A loss for CORE in May would be devastating for the Left and a huge victory for corporatists in Chicago. Nothing would embolden the insidious network of privatizers within the field of education more than the defeat of CORE and the rise of conservative leadership. CORE’s defeat would be arguably the biggest victory for Mayor Lightfoot during her tenure. Members First’s tactics, which depict the actions of union leadership as divorced from the will of the rank-and-file and highlight the monetary consequences of labor actions, are the same tactics that have been used by conservative opponents of unions for decades. The anti-union Illinois Policy Institute that has sought to destroy CTU for years will do backflips if Members First wins. Members First claims that CORE has “politicized” education in Chicago, but of course we know that the conservative assault on public education far predates the rise of CORE.  

It is difficult to imagine how Chicago would be different today (and different going forward) if CORE were not leading CTU. CORE has energetically fought the trend of school closures, turnaround schools, and the proliferation of charter schools that had become commonplace within CPS. Because of CTU’s labor actions, there has been a shift away from those tactics by the mayor’s Board of Education. The recent CTU strikes have also won more nurses and social workers in schools and CORE’s lobbying in Springfield resulted in legislation to create an entirely elected school board in Chicago by 2027.
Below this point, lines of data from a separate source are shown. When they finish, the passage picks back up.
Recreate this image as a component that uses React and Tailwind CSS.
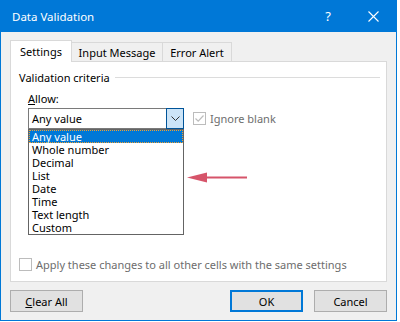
import React from 'react';

const OPTIONS = [
  'Any value',
  'Whole number',
  'Decimal',
  'List',
  'Date',
  'Time',
  'Text length',
  'Custom',
];

function Checkbox({ checked = false }) {
  return (
    <div className="w-[13px] h-[13px] border border-[#bcbcbc] bg-white flex items-center justify-center shrink-0">
      {checked && (
        <svg width="11" height="11" viewBox="0 0 11 11">
          <path d="M1.5 5.5 L4.2 8.2 L9.5 2.5" fill="none" stroke="#bcbcbc" strokeWidth="1.2" />
        </svg>
      )}
    </div>
  );
}

export default function App() {
  return (
    <div className="w-[400px] h-[322px] bg-white font-['Noto_Sans',sans-serif] text-[11px] text-black leading-none">
      <div className="w-[397px] h-[321px] border border-[#0078d7] bg-[#f0f0f0] flex flex-col">
        {/* Title bar */}
        <div className="h-[31px] bg-[#0078d7] text-white flex items-center pl-[11px] pr-[17px] shrink-0">
          <span className="text-[11.5px]">Data Validation</span>
          <span className="ml-auto mr-[37px] text-[13px]">?</span>
          <svg width="11" height="11" viewBox="0 0 11 11">
            <path d="M0.5 0.5 L10.5 10.5 M10.5 0.5 L0.5 10.5" stroke="white" strokeWidth="1.1" />
          </svg>
        </div>

        <div className="px-[9px] flex flex-col">
          {/* Tabs */}
          <div className="mt-[8px] h-[21px] flex items-end">
            <div className="relative z-10 -mb-px h-[22px] w-[62px] bg-white border border-b-0 border-[#d9d9d9] flex items-center justify-center">
              Settings
            </div>
            <div className="h-[19px] w-[91px] border-t border-r border-[#d9d9d9] flex items-center justify-center">
              Input Message
            </div>
            <div className="h-[19px] w-[69px] border-t border-r border-[#d9d9d9] flex items-center justify-center">
              Error Alert
            </div>
          </div>

          {/* Panel */}
          <div className="relative h-[221px] bg-white border border-[#d9d9d9] flex flex-col">
            <div className="mt-[8px] h-[14px] flex items-center pl-[8px] pr-[6px]">
              <span>Validation criteria</span>
              <div className="flex-1 h-px bg-[#dcdcdc] ml-[5px]" />
            </div>

            <div className="mt-[7px] h-[14px] flex items-center pl-[17px]">
              <span><span className="underline">A</span>llow:</span>
            </div>

            <div className="mt-[3px] pl-[17px] flex items-center">
              <div className="relative w-[156px] h-[21px] border border-[#7a7a7a] bg-white flex items-center">
                <span className="pl-[3px]">Any value</span>
                <div className="ml-auto h-[21px] w-[18px] -mr-px -my-px border border-[#005499] bg-[#cce4f7] flex items-center justify-center">
                  <svg width="9" height="5" viewBox="0 0 9 5">
                    <path d="M0.5 0.5 L4.5 4.5 L8.5 0.5" fill="none" stroke="#333" strokeWidth="1" />
                  </svg>
                </div>

                {/* Open dropdown list */}
                <div className="absolute left-[-1px] top-[20px] w-[156px] border border-[#646464] bg-white flex flex-col">
                  {OPTIONS.map((opt, i) => (
                    <div
                      key={opt}
                      className={
                        i === 0
                          ? 'h-[13px] bg-[#0078d7] text-white border border-dotted border-[#f0a030] flex items-center pl-[2px]'
                          : 'h-[13px] flex items-center pl-[3px]'
                      }
                    >
                      {opt}
                    </div>
                  ))}
                </div>
              </div>

              <div className="ml-[9px] flex items-center gap-[4px] text-[#6d6d6d]">
                <Checkbox checked />
                <span>Ignore blank</span>
              </div>
            </div>

            {/* Annotation arrow */}
            <svg className="absolute left-[176px] top-[110px]" width="62" height="11" viewBox="0 0 62 11">
              <path d="M0 5.5 L20 0.5 L20 10.5 Z" fill="#d6546a" />
              <path d="M18 5.5 L60 5.5" stroke="#d6546a" strokeWidth="2" />
            </svg>

            <div className="mt-auto mb-[10px] h-[14px] flex items-center pl-[8px] gap-[4px] text-[#6d6d6d]">
              <Checkbox />
              <span>Apply these changes to all other cells with the same settings</span>
            </div>
          </div>

          {/* Buttons */}
          <div className="mt-[8px] flex items-center">
            <button className="w-[73px] h-[22px] bg-[#e1e1e1] border border-[#adadad] flex items-center justify-center">
              <span><span className="underline">C</span>lear All</span>
            </button>
            <button className="ml-auto w-[73px] h-[22px] bg-[#e1e1e1] border-2 border-[#0078d7] flex items-center justify-center">
              OK
            </button>
            <button className="ml-[11px] w-[73px] h-[22px] bg-[#e1e1e1] border border-[#adadad] flex items-center justify-center">
              Cancel
            </button>
          </div>
        </div>
      </div>
    </div>
  );
}
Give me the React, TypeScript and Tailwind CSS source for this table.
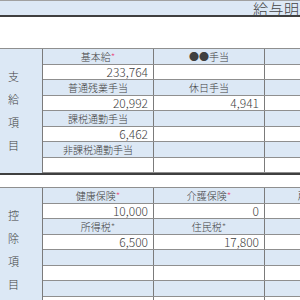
type Cell = { text?: string; mark?: 'red' | 'dark' };

type RowProps = {
  cells: Cell[];
  kind: 'label' | 'value';
  h: string;
};

function Row({ cells, kind, h }: RowProps) {
  const bg = kind === 'label' ? 'bg-[#dce8f5]' : 'bg-white';
  return (
    <div className={'flex border-b border-[#8f8f8f] ' + bg}>
      {cells.map((c, i) => (
        <div
          key={i}
          className={
            'flex w-[111px] shrink-0 items-center border-r border-[#7b7b7b] ' +
            h +
            (kind === 'label'
              ? ' justify-center text-[10px]'
              : ' justify-end pr-[5px] text-[12px]')
          }
        >
          {c.text && (
            <span className="whitespace-nowrap leading-none">
              {c.text}
              {c.mark === 'red' && <span className="text-[10px] text-[#e8457c]">*</span>}
              {c.mark === 'dark' && <span className="text-[10px] text-[#666]">*</span>}
            </span>
          )}
        </div>
      ))}
    </div>
  );
}

type SectionProps = {
  title: string[];
  rows: Cell[][];
  bottom?: string;
};

function Section({ title, rows, bottom = '' }: SectionProps) {
  return (
    <div className={'flex border-t border-[#8f8f8f] ' + bottom}>
      <div className="flex w-[43px] shrink-0 flex-col justify-center border-r border-[#7b7b7b] bg-[#dce8f5] pl-[8px] text-[11px]">
        {title.map((t) => (
          <div key={t} className="flex h-[23px] items-center">
            {t}
          </div>
        ))}
      </div>
      <div className="flex flex-col">
        {rows.map((r, i) => (
          <Row
            key={i}
            cells={r}
            kind={i % 2 === 0 ? 'label' : 'value'}
            h={i % 2 === 0 ? 'h-[15px]' : 'h-[14px]'}
          />
        ))}
      </div>
    </div>
  );
}

const blank: Cell[] = [{}, {}, {}];

const pay: Cell[][] = [
  [{ text: '基本給', mark: 'red' }, { text: '●●手当' }, {}],
  [{ text: '233,764' }, {}, {}],
  [{ text: '普通残業手当' }, { text: '休日手当' }, {}],
  [{ text: '20,992' }, { text: '4,941' }, {}],
  [{ text: '課税通勤手当' }, {}, {}],
  [{ text: '6,462' }, {}, {}],
  [{ text: '非課税通勤手当' }, {}, {}],
  blank,
];

const deduct: Cell[][] = [
  [
    { text: '健康保険', mark: 'red' },
    { text: '介護保険', mark: 'red' },
    { text: '雇用保険', mark: 'red' },
  ],
  [{ text: '10,000' }, { text: '0' }, {}],
  [{ text: '所得税', mark: 'dark' }, { text: '住民税', mark: 'dark' }, {}],
  [{ text: '6,500' }, { text: '17,800' }, {}],
  blank,
  blank,
  blank,
  blank,
];

export default function App() {
  return (
    <div
      className="h-[300px] w-[300px] overflow-hidden bg-white font-light text-[#404040]"
      style={{ fontFamily: '"Noto Sans CJK JP", sans-serif' }}
    >
      {/* title bar */}
      <div className="flex h-[17px] items-center border-t border-b-2 border-t-[#a0a0a0] border-b-[#3f3f3f] bg-[#dce8f5] pl-[253px]">
        <span className="whitespace-nowrap text-[15px] leading-none tracking-[0.5px] text-[#444]">
          給与明細書
        </span>
      </div>
      <div className="h-[31px]" />
      <Section
        title={['支', '給', '項', '目']}
        rows={pay}
        bottom="border-b-2 border-b-[#3f3f3f]"
      />
      <div className="h-[12px]" />
      <Section title={['控', '除', '項', '目']} rows={deduct} />
    </div>
  );
}
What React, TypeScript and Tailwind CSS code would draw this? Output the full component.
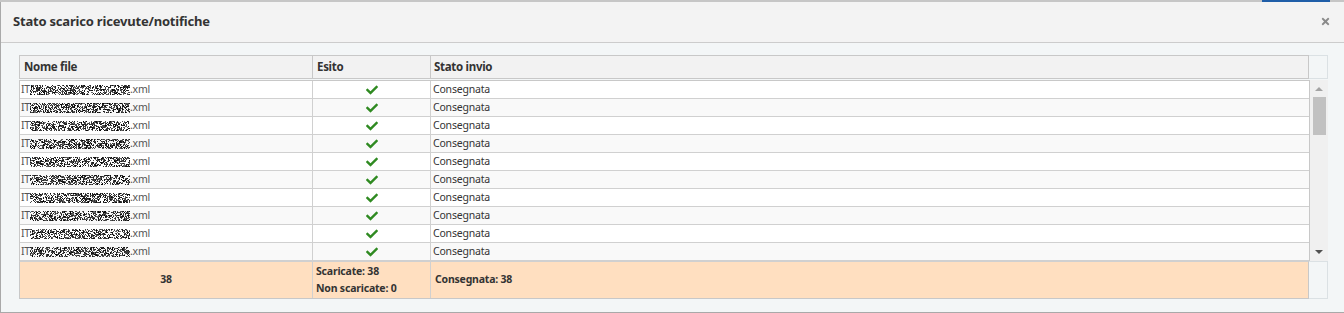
const ROWS = Array.from({ length: 10 }, (_, i) => i)

function rng(seed: number) {
  let s = seed
  return () => {
    s = (s * 1103515245 + 12345) & 0x7fffffff
    return s / 0x7fffffff
  }
}

function Noise({ seed }: { seed: number }) {
  const r = rng(seed)
  const cells: JSX.Element[] = []
  for (let y = 0; y < 10; y++) {
    for (let x = 0; x < 100; x++) {
      const v = r()
      if (v < 0.55) {
        const g = Math.floor(r() * 110)
        cells.push(<rect key={`${x}-${y}`} x={x} y={y} width="1" height="1" fill={`rgb(${g},${g},${g})`} />)
      }
    }
  }
  return (
    <svg width="100" height="10" viewBox="0 0 100 10" shapeRendering="crispEdges" className="inline-block">
      {cells}
    </svg>
  )
}

function Check() {
  return (
    <svg width="12" height="10" viewBox="0 0 512 430" className="text-[#2f8a21]">
      <path
        fill="currentColor"
        d="M173.898 399.404l-166.4-166.4c-9.997-9.997-9.997-26.206 0-36.204l36.203-36.204c9.997-9.998 26.207-9.998 36.204 0L192 272.69 432.095 32.596c9.997-9.997 26.207-9.997 36.204 0l36.203 36.204c9.997 9.997 9.997 26.206 0 36.204l-294.4 294.401c-9.998 9.997-26.207 9.997-36.204-.001z"
      />
    </svg>
  )
}

export default function App() {
  return (
    <div className="w-[1344px] h-[313px] overflow-hidden bg-[#c9c9c9] font-['Noto_Sans',sans-serif] text-[#333]">
      <div className="h-[2px] flex">
        <div className="flex-1 bg-[#c6c6c6]" />
        <div className="w-[68px] bg-[#1f5ea8]" />
        <div className="w-[14px] bg-[#c6c6c6]" />
      </div>
      <div className="h-[311px] border-l border-b border-[#a9a9a9] bg-[#f3f6f7] flex flex-col">
        <div className="h-[41px] shrink-0 bg-[#f3f3f3] border-b border-[#cccccc] flex items-center justify-between pl-[12px] pr-[14px]">
          <span className="text-[13px] font-bold text-[#333] tracking-[-0.2px]">Stato scarico ricevute/notifiche</span>
          <svg width="9" height="11" viewBox="0 0 352 512" className="text-[#8a8a8a] mt-[-2px]">
            <path
              fill="currentColor"
              d="M242.72 256l100.07-100.07c12.28-12.28 12.28-32.19 0-44.480l-22.24-22.24c-12.28-12.28-32.19-12.28-44.48 0L176 189.28 75.93 89.21c-12.28-12.28-32.19-12.28-44.48 0L9.21 111.45c-12.28 12.28-12.28 32.19 0 44.48L109.28 256 9.21 356.07c-12.28 12.28-12.28 32.19 0 44.48l22.24 22.24c12.28 12.28 32.2 12.28 44.48 0L176 322.72l100.07 100.07c12.28 12.28 32.2 12.28 44.48 0l22.24-22.24c12.28-12.28 12.28-32.19 0-44.48L242.72 256z"
            />
          </svg>
        </div>
        <div className="pt-[12px] pl-[18px]">
          <div className="w-[1309px]">
            {/* header */}
            <div className="flex h-[24px]">
              <div className="w-[1290px] flex bg-[#f2f2f2] border border-[#c8c8c8] text-[11.5px] font-bold tracking-[-0.3px]">
                <div className="w-[293px] border-r border-[#c8c8c8] pl-[4px] flex items-center">Nome file</div>
                <div className="w-[118px] border-r border-[#c8c8c8] pl-[4px] flex items-center">Esito</div>
                <div className="flex-1 pl-[3px] flex items-center">Stato invio</div>
              </div>
              <div className="w-[19px] border border-l-0 border-[#dbe1e4]" />
            </div>
            {/* body */}
            <div className="flex mt-px">
              <div className="w-[1291px] border-t border-l border-r border-[#c8c8c8]">
                {ROWS.map((i) => (
                  <div
                    key={i}
                    className={`flex h-[18px] border-b border-[#d0d0d0] text-[10.5px] tracking-[-0.2px] ${i % 2 === 0 ? "bg-white" : "bg-[#f9f9f9]"}`}
                  >
                    <div className="w-[293px] border-r border-[#d0d0d0] pl-[1px] flex items-center text-[#555]">
                      <span>IT</span>
                      <Noise seed={i * 7919 + 17} />
                      <span>.xml</span>
                    </div>
                    <div className="w-[118px] border-r border-[#d0d0d0] flex items-center justify-center">
                      <Check />
                    </div>
                    <div className="flex-1 pl-[2px] flex items-center text-[#333]">Consegnata</div>
                  </div>
                ))}
              </div>
              <div className="w-[18px] bg-[#f0f0f0] flex flex-col items-center">
                <div className="mt-[7px] w-0 h-0 border-l-[4px] border-r-[4px] border-b-[4px] border-l-transparent border-r-transparent border-b-[#a3a3a3]" />
                <div className="mt-[6px] w-[13px] h-[38px] bg-[#c1c1c1]" />
                <div className="flex-1" />
                <div className="mb-[7px] w-0 h-0 border-l-[4px] border-r-[4px] border-t-[4px] border-l-transparent border-r-transparent border-t-[#505050]" />
              </div>
            </div>
            {/* footer */}
            <div className="flex h-[38px]">
              <div className="w-[1290px] flex bg-[#ffdfc0] border border-[#c8c8c8] border-t-[#d0d0d0] text-[10.5px] font-bold tracking-[-0.2px]">
                <div className="w-[293px] border-r border-[#d0d0d0] flex items-center justify-center">38</div>
                <div className="w-[118px] border-r border-[#d0d0d0] pl-[3px] flex flex-col justify-center leading-[17px]">
                  <span>Scaricate: 38</span>
                  <span>Non scaricate: 0</span>
                </div>
                <div className="flex-1 pl-[4px] flex items-center">Consegnata: 38</div>
              </div>
              <div className="w-[19px] border border-l-0 border-[#dbe1e4]" />
            </div>
          </div>
        </div>
      </div>
    </div>
  )
}
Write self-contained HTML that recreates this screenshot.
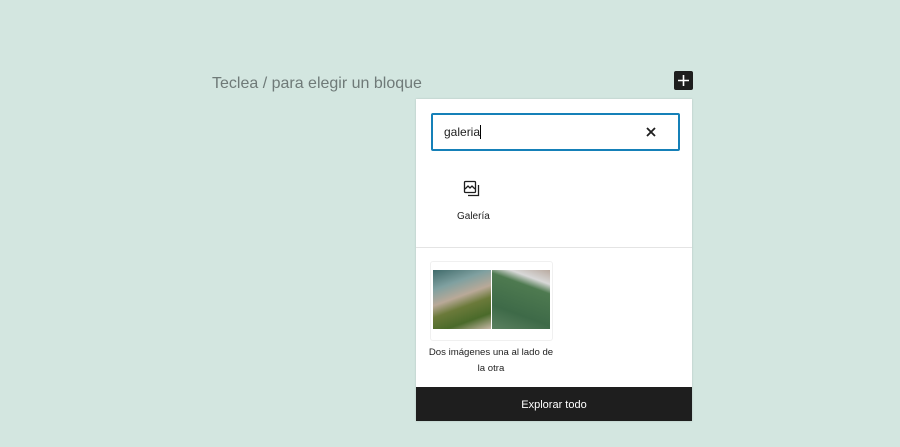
<!DOCTYPE html>
<html><head><meta charset="utf-8"><style>
body{margin:0;width:900px;height:447px;background:#d3e6e0;font-family:"Liberation Sans",sans-serif;position:relative;overflow:hidden}
.ph{position:absolute;left:212px;top:75px;font-size:16px;color:#6f7a78}
.plus{position:absolute;left:674px;top:71px;width:19px;height:19px;background:#1e1e1e;border-radius:2px;color:#fff}
.panel{position:absolute;left:416px;top:99px;width:276px;height:322px;background:#fff;box-shadow:0 0 2px rgba(0,0,0,.15)}
.search{position:absolute;left:15px;top:14px;width:245px;height:34px;border:2px solid #1580b8;border-radius:2px}
.search span{position:absolute;left:11px;top:10px;font-size:12px;color:#1e1e1e}
.cur{display:inline-block;width:1px;height:14px;background:#000;vertical-align:-3px}
.lbl{position:absolute;left:41px;top:112px;font-size:10px;color:#1e1e1e}
.div{position:absolute;left:0;top:148px;width:276px;height:1px;background:#e4e4e4}
.card{position:absolute;left:14px;top:162px;width:121px;height:78px;border:1px solid #f0f0f0;border-radius:3px}
.img{position:absolute;left:2px;top:8px;width:117px;height:59px;display:flex}
.cap{position:absolute;left:12px;top:246px;width:126px;text-align:center;font-size:9.6px;line-height:16px;color:#1e1e1e}
.bar{position:absolute;left:0;bottom:0;width:276px;height:34px;background:#1e1e1e;color:#fff;font-size:11px;text-align:center;line-height:36px}
</style></head><body>
<div class="ph">Teclea / para elegir un bloque</div>
<div class="plus"><svg width="19" height="19"><path d="M9.5 4v11M4 9.5h11" stroke="#fff" stroke-width="1.6"/></svg></div>
<div class="panel">
<div class="search"><span>galeria<i class="cur"></i></span>
<svg style="position:absolute;left:213px;top:12px" width="10" height="10"><path d="M1 1l8 8M9 1l-8 8" stroke="#1e1e1e" stroke-width="1.8"/></svg></div>
<svg style="position:absolute;left:47px;top:81px" width="18" height="18" viewBox="0 0 18 18" fill="none" stroke="#1e1e1e" stroke-width="1.3"><rect x="1.5" y="1.5" width="11" height="11" rx="1"/><path d="M2 9l3-3 2 2 2-2 3 3"/><path d="M15.5 5v10.5H5"/></svg>
<div class="lbl">Galería</div>
<div class="div"></div>
<div class="card"><div class="img">
<div style="width:58px;background:linear-gradient(160deg,#3f6a6a 0%,#7fa0a0 25%,#b9a998 45%,#6b7a3a 60%,#4a6a2a 80%,#c7b8a8 100%)"></div>
<div style="width:1px;background:#fff"></div>
<div style="flex:1;background:linear-gradient(200deg,#b9aaa0 0%,#d8d8d8 18%,#4e7a50 30%,#3e6a48 70%,#5b8060 100%)"></div>
</div></div>
<div class="cap">Dos imágenes una al lado de la otra</div>
<div class="bar">Explorar todo</div>
</div>
</body></html>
There is no question that the emerging Progressive and Socialist Caucuses in City Council would be weaker today without CTU’s endorsements and support. It is impossible to know just how popular Members First is at the moment, but Chicago’s socialists should take their threat seriously and work to combat it. If you know a CPS teacher, talk to them about how they plan to vote. If you are a CPS teacher, discuss the importance of this election with your colleagues. Independent political organizations in Chicago’s wards and the litany of progressive politicians that have benefitted from CTU’s endorsement and CORE’s organizing philosophy must remind Chicagoans of the importance of a militant teacher’s union. Now is not the time, as CORE grapples with a conservative backlash to its approach from within CTU and from the media, for silence.  

The last two years have been immensely taxing for workers across the world. The pandemic has also presented enormous challenges for students. The mayor’s lockout of CPS teachers in the midst of the pandemic created even more strains on children, parents, and teachers. The mayor’s actions created an opening for the conservative wing of CTU to take power. Chicago’s progressive and socialist Left should take notice.